Retirements planning is more important than ever with the current downturn in the economy. There are many ways to plan for retirement and sifting through all the option can be confusing. However, the way to financial freedom and a successful retirement isn’t really that complicated. The main thing to remember is that you should start saving and investing as much money as you can and as early in your life as you can to give your money the time to grow over time. Time and sound money management are the keys to create wealth for your golden years to come.
Picture what your retirement looks like and the rest will quickly fall into a plan. After all, funding retirement is merely a means to an end. So, if you have no idea what the end looks like how could you possibly find the means to fund it?
Here are the 10 best options for your retirement plan:
Pensions are the easiest retirement plans because little is required of you. The employer contributes all the money and the funds are professionally managed. All you have to do is to stay on the job long enough to qualify, then retire and collect. But not everyone has this option.
2. Defined Contribution Plans
With defined contribution plans such as a 403b or 401k, you are in control of your future. You choose whether to participate, which plan options suit you, when to change those options and how much to contribute. Many financial advisors consider these the best retirement plans after pensions because most employers who offer them match a certain portion of your contributions.
3. Roth IRAs
A Roth IRA is an individual retirement account funded with taxed dollars. You enjoy the benefits of tax-free growth and tax-free withdrawals. “I typically recommend someone do a 401k employer plan and then do a Roth IRA, in addition to that if they’re within the income levels,” said Swanson. “That way they get a well-balanced plan that allows them to make pre-tax contributions the employer plan and after-tax contributions to the Roth plan.” Roth IRAs are also highly recommended for young retirement savers, whether or not they have access to employer-sponsored plans. When you’re decades from retirement, “the ability to pay taxes today at a known rate and have it grow tax-deferred and come out tax-free at an unknown tax rate is wildly advantageous.
4. Traditional IRAs
Traditional IRAs have the same annual contribution limits as Roth IRAs but they are not subject to income restrictions so anyone can contribute. The contributions are tax-deductible and you enjoy tax-deferred growth, meaning you don’t pay capital gains tax but you have to pay tax on your contributions and earnings when you make withdrawals. Traditional IRAs are subject to required distributions at age 70 ½ and you cannot make contributions to the plan after that point.
5. SEP IRAs
There are several types of retirement plans for self-employed people and it really comes down to how much you want to spend administering the plan, said Labadie. For most sole proprietors, he recommended the simplified employee pension plan (SEP). “If you’re self-employed with no employees, there’s probably no easier, lower cost, ease-of-administration plan with a huge contribution limit.

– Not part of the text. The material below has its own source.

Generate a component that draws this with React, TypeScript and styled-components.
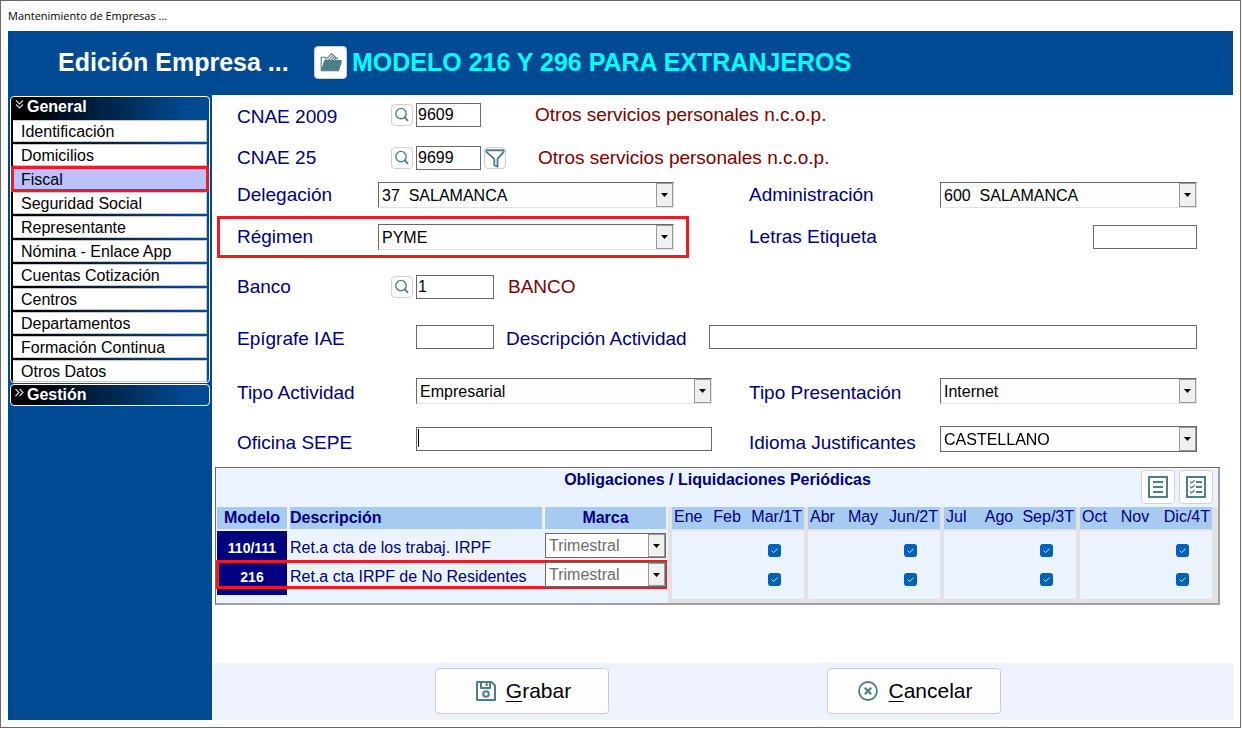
import React from "react";
import styled, { createGlobalStyle, css } from "styled-components";

const color = {
  blue: "#004a94",
  navy: "#000080",
  maroon: "#800000",
  cyan: "#00ffff",
  teal: "#4f7f86",
  red: "#ed1c24",
  pale: "#ebf4fe",
  band: "#a6caf0",
  grey: "#e2e2e2",
  line: "#696969",
};

const GlobalStyle = createGlobalStyle`
  *, *::before, *::after { box-sizing: border-box; }
  body {
    margin: 0;
    background: #fff;
    font-family: "Liberation Sans", Arial, sans-serif;
    font-size: 16px;
    color: #000;
  }
  button, input, select { font: inherit; color: inherit; margin: 0; }
`;

const Window = styled.div`
  display: flex;
  flex-direction: column;
  min-height: calc(100vh - 1px);
  margin: 0 1px 1px 0;
  padding: 0 7px 7px;
  border: 1px solid ${color.line};
`;

const TitleBar = styled.div`
  height: 30px;
  font-family: "Open Sans", "Noto Sans", sans-serif;
  font-size: 11px;
  line-height: 30px;
`;

const Header = styled.header`
  display: flex;
  align-items: center;
  height: 64px;
  padding: 0 0 2px 50px;
  background: ${color.blue};
  font-size: 25px;
  font-weight: bold;
  line-height: 32px;
`;

const HeaderTitle = styled.h1`
  width: 256px;
  margin: 0;
  font: inherit;
  color: #fff;
`;

const HeaderCompany = styled.span`
  margin-left: 5px;
  color: ${color.cyan};
`;

const IconButton = styled.button<{ $size: number }>`
  display: flex;
  flex: none;
  align-items: center;
  justify-content: center;
  width: ${(p) => p.$size}px;
  height: ${(p) => p.$size}px;
  padding: 0;
  border: 1px solid #d0d0d0;
  border-radius: 4px;
  background: #fdfdfd;
  color: ${color.teal};
`;

const Body = styled.div`
  display: flex;
  flex: 1;
`;

const Sidebar = styled.nav`
  display: flex;
  flex: none;
  flex-direction: column;
  gap: 1px;
  width: 204px;
  padding: 1px 2px;
  background: ${color.blue};
`;

const Group = styled.section`
  padding: 0 2px;
  border: 1px solid #fff;
  border-radius: 4px;
  background: linear-gradient(to right, #000 8%, ${color.blue} 90%);
`;

const GroupHead = styled.button<{ $open?: boolean }>`
  display: flex;
  align-items: flex-start;
  gap: 3px;
  width: 100%;
  height: ${(p) => (p.$open ? 23 : 20)}px;
  padding: 0 0 0 2px;
  border: 0;
  background: none;
  color: #fff;
  font-weight: bold;
  line-height: 19px;
  text-align: left;

  svg {
    margin-top: 3px;
  }
`;

const Items = styled.ul`
  display: flex;
  flex-direction: column;
  gap: 2px;
  margin: 0;
  padding: 0;
  list-style: none;
`;

const Item = styled.a<{ $active?: boolean }>`
  display: block;
  height: 22px;
  padding-left: 8px;
  border: solid #c8c8c8;
  border-width: 1px 1px 1px 0;
  background: #fff;
  color: #000;
  line-height: 21px;
  text-decoration: none;
  ${(p) =>
    p.$active &&
    css`
      position: relative;
      border-color: #b9c2ff;
      background: #b9c2ff;
      outline: 3px solid ${color.red};
      outline-offset: -1px;
    `}
`;

const Main = styled.main`
  display: flex;
  flex: 1;
  flex-direction: column;
  min-width: 0;
`;

const Form = styled.form`
  display: flex;
  flex-direction: column;
  padding: 0 36px 0 25px;
`;

const Row = styled.div<{ $height: number }>`
  display: flex;
  align-items: center;
  height: ${(p) => p.$height}px;
`;

const Half = styled.div<{ $grow?: boolean }>`
  display: flex;
  flex: ${(p) => (p.$grow ? "1" : "0 0 512px")};
  align-items: center;
  min-width: 0;
`;

const Marked = styled.div`
  display: flex;
  flex: none;
  align-items: center;
  width: 472px;
  height: 42px;
  margin: 0 60px 0 -20px;
  padding-left: 17px;
  border: 3px solid ${color.red};
`;

const Label = styled.label<{ $width: number; $drop?: number }>`
  flex: none;
  width: ${(p) => p.$width}px;
  padding-top: ${(p) => p.$drop ?? 0}px;
  color: ${color.navy};
  font-size: 19px;
  line-height: 24px;
  white-space: nowrap;
`;

const Value = styled.output<{ $gap: number }>`
  margin-left: ${(p) => p.$gap}px;
  color: ${color.maroon};
  font-size: 19px;
  line-height: 24px;
  white-space: nowrap;
`;

const TextBox = styled.input<{ $width?: number; $gap?: number }>`
  flex: ${(p) => (p.$width ? "none" : "1")};
  width: ${(p) => (p.$width ? `${p.$width}px` : "0")};
  height: 24px;
  margin-left: ${(p) => p.$gap ?? 0}px;
  padding: 0 1px;
  border: 1px solid ${color.line};
  border-radius: 0;
  outline: none;
  background: #fff;
`;

const CaretField = styled.div`
  position: relative;
  display: flex;

  input {
    caret-color: transparent;
  }
`;

const Caret = styled.span`
  position: absolute;
  top: 2px;
  bottom: 4px;
  left: 2px;
  width: 1px;
  background: #000;
  pointer-events: none;
`;

const SelectBox = styled.div<{ $width?: number; $framed?: boolean; $height: number }>`
  position: relative;
  flex: ${(p) => (p.$width ? "none" : "1")};
  width: ${(p) => (p.$width ? `${p.$width}px` : "auto")};
  height: ${(p) => p.$height}px;

  select {
    width: 100%;
    height: 100%;
    padding: 0 20px 0 3px;
    appearance: none;
    border: 1px solid ${color.line};
    border-right-color: ${(p) => (p.$framed ? color.line : color.grey)};
    border-bottom-color: ${(p) => (p.$framed ? color.line : color.grey)};
    border-radius: 0;
    background: #fdfdfd;
    opacity: 1;
  }

  select:disabled {
    color: #6d6d6d;
  }
`;

const DropArrow = styled.span`
  position: absolute;
  inset: 1px 1px 1px auto;
  display: flex;
  align-items: center;
  justify-content: center;
  width: 17px;
  border: 1px solid #999;
  background: #f0f0f0;
  pointer-events: none;
`;

const Panel = styled.section`
  margin: 6px 13px 0 3px;
  border: 2px solid #a0a0a0;
  border-top: 1px solid ${color.line};
  border-left: 1px solid ${color.line};
  background: ${color.pale};
  color: ${color.navy};
`;

const PanelFrame = styled.div`
  border: solid #f4f4f4;
  border-width: 1px 0 0 1px;
`;

const PanelHead = styled.div`
  display: grid;
  grid-template-columns: 1fr auto 1fr;
  height: 38px;
  padding: 1px 5px 0;
`;

const PanelTitle = styled.h2`
  grid-column: 2;
  margin: 0;
  font-size: 16px;
  line-height: 20px;
`;

const PanelTools = styled.div`
  display: flex;
  gap: 4px;
  justify-content: flex-end;
`;

const Grid = styled.table`
  width: 100%;
  table-layout: fixed;
  border-spacing: 0;
  line-height: 24px;

  th,
  td {
    padding: 0;
    border: 0 solid ${color.pale};
    text-align: left;
    vertical-align: top;
    white-space: nowrap;
  }

  thead th {
    height: 24px;
    border-bottom-width: 2px;
    background: ${color.band};
    line-height: 22px;
  }

  tbody tr {
    position: relative;
    height: 29px;
  }

  tbody tr:last-child {
    height: 43px;
  }
`;

const HeadCell = styled.th<{ $gap: number; $center?: boolean }>`
  && {
    border-right-width: ${(p) => p.$gap}px;
    text-align: ${(p) => (p.$center ? "center" : "left")};
  }
`;

const MonthHead = styled.th<{ $slot: number; $last?: boolean }>`
  && {
    padding: ${(p) => (p.$slot === 1 ? "0" : "0 2px")};
    border-color: ${color.grey};
    border-left-width: ${(p) => (p.$slot === 0 ? 4 : 0)}px;
    border-right-width: ${(p) => (p.$last ? 6 : 0)}px;
    font-weight: normal;
    line-height: 20px;
    text-align: ${(p) => ["left", "center", "right"][p.$slot]};
  }
`;

const ModelCell = styled.th<{ $last: boolean }>`
  && {
    padding-top: 5px;
    border-right-width: 3px;
    border-bottom-width: ${(p) => (p.$last ? 8 : 0)}px;
    background: ${color.navy};
    color: #fff;
    font-size: 14px;
    text-align: center;
  }
`;

const TextCell = styled.td`
  && {
    padding-top: 5px;
  }
`;

const MarkCell = styled.td`
  && {
    padding: 2px 2px 0 0;
  }
`;

const MonthCell = styled.td<{ $slot: number; $lastCol: boolean; $lastRow: boolean }>`
  && {
    padding: ${(p) => (p.$slot === 2 ? "13px 0 0 20px" : "0")};
    border-color: ${color.grey};
    border-left-width: ${(p) => (p.$slot === 0 ? 4 : 0)}px;
    border-right-width: ${(p) => (p.$lastCol ? 6 : 0)}px;
    border-bottom-width: ${(p) => (p.$lastRow ? 4 : 0)}px;
    line-height: 13px;
  }
`;

const RowMark = styled.span`
  position: absolute;
  inset: 0 551px auto -1px;
  height: 29px;
  border: 3px solid ${color.red};
  pointer-events: none;
`;

const Tick = styled.span`
  display: inline-grid;
  width: 13px;
  height: 13px;
  vertical-align: top;

  input,
  svg {
    grid-area: 1 / 1;
    width: 13px;
    height: 13px;
  }

  input {
    appearance: none;
    border-radius: 3px;
    background: #005fb8;
  }

  svg {
    z-index: 1;
    pointer-events: none;
  }
`;

const Footer = styled.footer`
  display: flex;
  align-items: center;
  justify-content: center;
  gap: 218px;
  height: 57px;
  margin-top: auto;
  padding: 0 9px 2px 0;
  background: #eef2fc;
`;

const ActionButton = styled.button`
  display: flex;
  align-items: center;
  justify-content: center;
  gap: 9px;
  width: 174px;
  height: 46px;
  padding: 0 0 0 2px;
  border: 1px solid #ccc;
  border-radius: 4px;
  background: #fdfdfd;
  font-size: 21px;
  line-height: 24px;

  svg {
    flex: none;
    color: ${color.teal};
  }

  u {
    text-decoration-thickness: 1px;
    text-underline-offset: 3px;
  }
`;

const FilterSlot = styled.div`
  margin-left: 3px;
`;

const RightSlot = styled.div`
  display: flex;
  flex: 1;
  justify-content: flex-end;
`;

const DescriptionSlot = styled.div`
  display: flex;
  flex: 1;
  align-items: center;
  margin-left: 12px;
`;

const SearchIcon = () => (
  <svg width="16" height="16" viewBox="0 0 16 16" fill="none" stroke="currentColor" strokeWidth="1.4">
    <circle cx="7" cy="6.6" r="5.2" />
    <path d="M10.6 10.2 14 13.8" strokeWidth="1.8" />
  </svg>
);

const FunnelIcon = () => (
  <svg width="22" height="22" viewBox="0 0 22 22" fill="none" stroke="currentColor" strokeWidth="2" strokeLinejoin="round">
    <path d="M1.5 2.5h19v1.8L13.8 12v8.6l-3.6-1.8V12L1.5 4.3z" />
  </svg>
);

const FolderIcon = () => (
  <svg width="22" height="20" viewBox="0 0 22 20" fill="none" stroke="currentColor" strokeWidth="1.1">
    <path d="M1.2 18V5.3h4.4l.8 1.4" />
    <path d="M5.6 8 11.4 1.6 18 7.4M8.4 8.2l4.4-4.6M11.2 8.2l3.4-3.2M14 8.2l2.2-2" />
    <path d="M4.8 8.6h16.2V11l-2.6 7.8H1.4z" fill="currentColor" />
  </svg>
);

const ListIcon = () => (
  <svg width="20" height="24" viewBox="0 0 20 24" fill="none" stroke="currentColor" strokeWidth="2">
    <path d="M1 2h18v20H1z" />
    <path d="M5 7h10M5 12h10M5 17h10" />
  </svg>
);

const ChecklistIcon = () => (
  <svg width="20" height="24" viewBox="0 0 20 24" fill="none" stroke="currentColor" strokeWidth="2">
    <path d="M1 2h18v20H1z" />
    <path d="M10 7h6M10 12h6M10 17h6" />
    <path d="M4 6.6 5.6 8l3.2-2.8M4 11.6 5.6 13l3.2-2.8M4 16.6 5.6 18l3.2-2.8" strokeWidth="1.3" />
  </svg>
);

const SaveIcon = () => (
  <svg width="22" height="22" viewBox="0 0 22 22" fill="none" stroke="currentColor" strokeWidth="2" strokeLinejoin="round">
    <path d="M2 2h14.5L20 5.5V20H2z" />
    <path d="M6 2v6h9V2M11.6 3v3" />
    <circle cx="11" cy="14" r="2.8" />
  </svg>
);

const CancelIcon = () => (
  <svg width="22" height="22" viewBox="0 0 22 22" fill="none" stroke="currentColor" strokeWidth="1.8">
    <circle cx="11" cy="11" r="9" />
    <path d="m7.8 7.8 6.4 6.4M14.2 7.8l-6.4 6.4" strokeWidth="2.2" />
  </svg>
);

const Chevrons = ({ open }: { open?: boolean }) => (
  <svg width="9" height="9" viewBox="0 0 9 9" fill="none" stroke="#d8d8d8" strokeWidth="1.2">
    <path d={open ? "M1 .5 4.5 4 8 .5M1 4.5 4.5 8 8 4.5" : "M.5 1 4 4.5.5 8M4.5 1 8 4.5 4.5 8"} />
  </svg>
);

type DropdownProps = {
  id?: string;
  label?: string;
  value: string;
  width?: number;
  height?: number;
  framed?: boolean;
  disabled?: boolean;
};

const Dropdown = ({ id, label, value, width, height = 26, framed, disabled }: DropdownProps) => (
  <SelectBox $width={width} $height={height} $framed={framed}>
    <select id={id} aria-label={label} disabled={disabled} defaultValue={value}>
      <option>{value}</option>
    </select>
    <DropArrow>
      <svg width="7" height="4" viewBox="0 0 7 4">
        <path d="M0 0h7L3.5 4z" />
      </svg>
    </DropArrow>
  </SelectBox>
);

const Lookup = ({ label }: { label: string }) => (
  <IconButton type="button" $size={22} aria-label={label}>
    <SearchIcon />
  </IconButton>
);

const sections = [
  "Identificación",
  "Domicilios",
  "Fiscal",
  "Seguridad Social",
  "Representante",
  "Nómina - Enlace App",
  "Cuentas Cotización",
  "Centros",
  "Departamentos",
  "Formación Continua",
  "Otros Datos",
];

const months = ["Ene", "Feb", "Mar/1T", "Abr", "May", "Jun/2T", "Jul", "Ago", "Sep/3T", "Oct", "Nov", "Dic/4T"];
const slotWidths = [38, 42, 56];

const models = [
  { code: "110/111", text: "Ret.a cta de los trabaj. IRPF", mark: "Trimestral" },
  { code: "216", text: "Ret.a cta IRPF de No Residentes", mark: "Trimestral", marked: true },
];

export default function App() {
  return (
    <>
      <GlobalStyle />
      <Window>
        <TitleBar>Mantenimiento de Empresas ...</TitleBar>
        <Header>
          <HeaderTitle>Edición Empresa ...</HeaderTitle>
          <IconButton type="button" $size={33} aria-label="Abrir empresa">
            <FolderIcon />
          </IconButton>
          <HeaderCompany>MODELO 216 Y 296 PARA EXTRANJEROS</HeaderCompany>
        </Header>
        <Body>
          <Sidebar>
            <Group>
              <GroupHead type="button" $open>
                <Chevrons open />
                General
              </GroupHead>
              <Items>
                {sections.map((name) => (
                  <li key={name}>
                    <Item href="#" $active={name === "Fiscal"}>
                      {name}
                    </Item>
                  </li>
                ))}
              </Items>
            </Group>
            <Group>
              <GroupHead type="button">
                <Chevrons />
                Gestión
              </GroupHead>
            </Group>
          </Sidebar>
          <Main>
            <Form>
              <Row $height={40}>
                <Label htmlFor="cnae2009" $width={154} $drop={4}>CNAE 2009</Label>
                <Lookup label="Buscar CNAE 2009" />
                <TextBox id="cnae2009" $width={65} $gap={3} defaultValue="9609" />
                <Value $gap={54}>Otros servicios personales n.c.o.p.</Value>
              </Row>
              <Row $height={46}>
                <Label htmlFor="cnae25" $width={154}>CNAE 25</Label>
                <Lookup label="Buscar CNAE 25" />
                <TextBox id="cnae25" $width={65} $gap={3} defaultValue="9699" />
                <FilterSlot>
                  <IconButton type="button" $size={22} aria-label="Filtrar">
                    <FunnelIcon />
                  </IconButton>
                </FilterSlot>
                <Value $gap={32}>Otros servicios personales n.c.o.p.</Value>
              </Row>
              <Row $height={28}>
                <Half>
                  <Label htmlFor="delegacion" $width={141}>Delegación</Label>
                  <Dropdown id="delegacion" width={296} value={"37\u00a0\u00a0SALAMANCA"} />
                </Half>
                <Half $grow>
                  <Label htmlFor="administracion" $width={191}>Administración</Label>
                  <Dropdown id="administracion" value={"600\u00a0\u00a0SALAMANCA"} />
                </Half>
              </Row>
              <Row $height={56}>
                <Marked>
                  <Label htmlFor="regimen" $width={141}>Régimen</Label>
                  <Dropdown id="regimen" width={296} value="PYME" />
                </Marked>
                <Half $grow>
                  <Label htmlFor="letras" $width={191}>Letras Etiqueta</Label>
                  <RightSlot>
                    <TextBox id="letras" $width={104} />
                  </RightSlot>
                </Half>
              </Row>
              <Row $height={44}>
                <Label htmlFor="banco" $width={154}>Banco</Label>
                <Lookup label="Buscar banco" />
                <TextBox id="banco" $width={78} $gap={3} defaultValue="1" />
                <Value $gap={14}>BANCO</Value>
              </Row>
              <Row $height={56}>
                <Label htmlFor="epigrafe" $width={179} $drop={4}>Epígrafe IAE</Label>
                <TextBox id="epigrafe" $width={78} />
                <DescriptionSlot>
                  <Label htmlFor="descripcion" $width={203} $drop={4}>Descripción Actividad</Label>
                  <TextBox id="descripcion" />
                </DescriptionSlot>
              </Row>
              <Row $height={52}>
                <Half>
                  <Label htmlFor="tipoActividad" $width={179} $drop={4}>Tipo Actividad</Label>
                  <Dropdown id="tipoActividad" width={296} value="Empresarial" />
                </Half>
                <Half $grow>
                  <Label htmlFor="tipoPresentacion" $width={191} $drop={4}>Tipo Presentación</Label>
                  <Dropdown id="tipoPresentacion" value="Internet" />
                </Half>
              </Row>
              <Row $height={44}>
                <Half>
                  <Label htmlFor="sepe" $width={179} $drop={8}>Oficina SEPE</Label>
                  <CaretField>
                    <TextBox id="sepe" $width={296} autoFocus />
                    <Caret />
                  </CaretField>
                </Half>
                <Half $grow>
                  <Label htmlFor="idioma" $width={191} $drop={8}>Idioma Justificantes</Label>
                  <Dropdown id="idioma" framed value="CASTELLANO" />
                </Half>
              </Row>
            </Form>
            <Panel>
              <PanelFrame>
                <PanelHead>
                  <PanelTitle>Obligaciones / Liquidaciones Periódicas</PanelTitle>
                  <PanelTools>
                    <IconButton type="button" $size={34} aria-label="Listado">
                      <ListIcon />
                    </IconButton>
                    <IconButton type="button" $size={34} aria-label="Lista de control">
                      <ChecklistIcon />
                    </IconButton>
                  </PanelTools>
                </PanelHead>
                <Grid>
                  <colgroup>
                    <col width={73} />
                    <col />
                    <col width={123} />
                    {months.map((m, i) => (
                      <col key={m} width={slotWidths[i % 3] + (i === 11 ? 6 : 0)} />
                    ))}
                  </colgroup>
                  <thead>
                    <tr>
                      <HeadCell $gap={3} $center>Modelo</HeadCell>
                      <HeadCell $gap={3}>Descripción</HeadCell>
                      <HeadCell $gap={2} $center>Marca</HeadCell>
                      {months.map((m, i) => (
                        <MonthHead key={m} $slot={i % 3} $last={i === 11}>
                          {m}
                        </MonthHead>
                      ))}
                    </tr>
                  </thead>
                  <tbody>
                    {models.map((row, r) => (
                      <tr key={row.code}>
                        <ModelCell scope="row" $last={r === models.length - 1}>
                          {row.code}
                          {row.marked && <RowMark />}
                        </ModelCell>
                        <TextCell>{row.text}</TextCell>
                        <MarkCell>
                          <Dropdown label={`Marca ${row.code}`} height={25} framed disabled value={row.mark} />
                        </MarkCell>
                        {months.map((m, i) => (
                          <MonthCell key={m} $slot={i % 3} $lastCol={i === 11} $lastRow={r === models.length - 1}>
                            {i % 3 === 2 && (
                              <Tick>
                                <input type="checkbox" defaultChecked aria-label={`${row.code} ${m}`} />
                                <svg viewBox="0 0 13 13" fill="none" stroke="#cfe6fb" strokeWidth="1">
                                  <path d="M3.5 6.5 5.6 8.6 9.6 4.6" />
                                </svg>
                              </Tick>
                            )}
                          </MonthCell>
                        ))}
                      </tr>
                    ))}
                  </tbody>
                </Grid>
              </PanelFrame>
            </Panel>
            <Footer>
              <ActionButton type="button">
                <SaveIcon />
                <span><u>G</u>rabar</span>
              </ActionButton>
              <ActionButton type="button">
                <CancelIcon />
                <span><u>C</u>ancelar</span>
              </ActionButton>
            </Footer>
          </Main>
        </Body>
      </Window>
    </>
  );
}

6. Nonqualified Deferred Contribution Plans
If you want to invest in a Roth like structure, but you’ve barred by income restrictions or you’ve maxed out your contributions to other retirement plans consider a nonqualified deferred compensation plan (NQDC).
7. Guaranteed Income Annuities
An annuity is an insurance product that allows you invest today and get a guaranteed income stream when you retire. You can get payments issued monthly, quarterly, annually or in a lump sum. There are different types of annuities with the single premium immediate annuity (SPIA), you invest and have to trigger the income right away which isn’t an attractive option now that invest rates are low.
8. Cash-Value Life Insurance Plana
Mike Foguth, founder of Foguth Financial highly recommends cash value life insurance plans, more than 401kѕ or IRAs. “The big value in this is you accumulate wealth in a tax-free vehicle. With a cash-value life insurance plan, you pay for a policy that develops cash value. Once you’ve accumulated that cash value, you can take a loan against your death benefit to serve as income during retirement. This is not like a traditional bank loan where you have to qualify. As long as you’ve built the cash value you can take the loan.
9. Social Security
Nine out of 10 people over age 65 receive Social Security, and those benefits account for 39% of older Americans’ income, according to the Social Security Administration. Despite all the hoopla about what might happen to Social Security, it’s still an extremely important part of retirement planning.
10. Real Estate
A real estate is a retirement-planning option you shouldn’t overlook, especially if you’ve 55 or 60 years old and you either didn’t save or did not save enough. “At that point, you need to prioritize income producing options. Look for what’s going to give you the most bang for your buck. Real estate is one of the things that can do that. Real estate can create a decent income stream.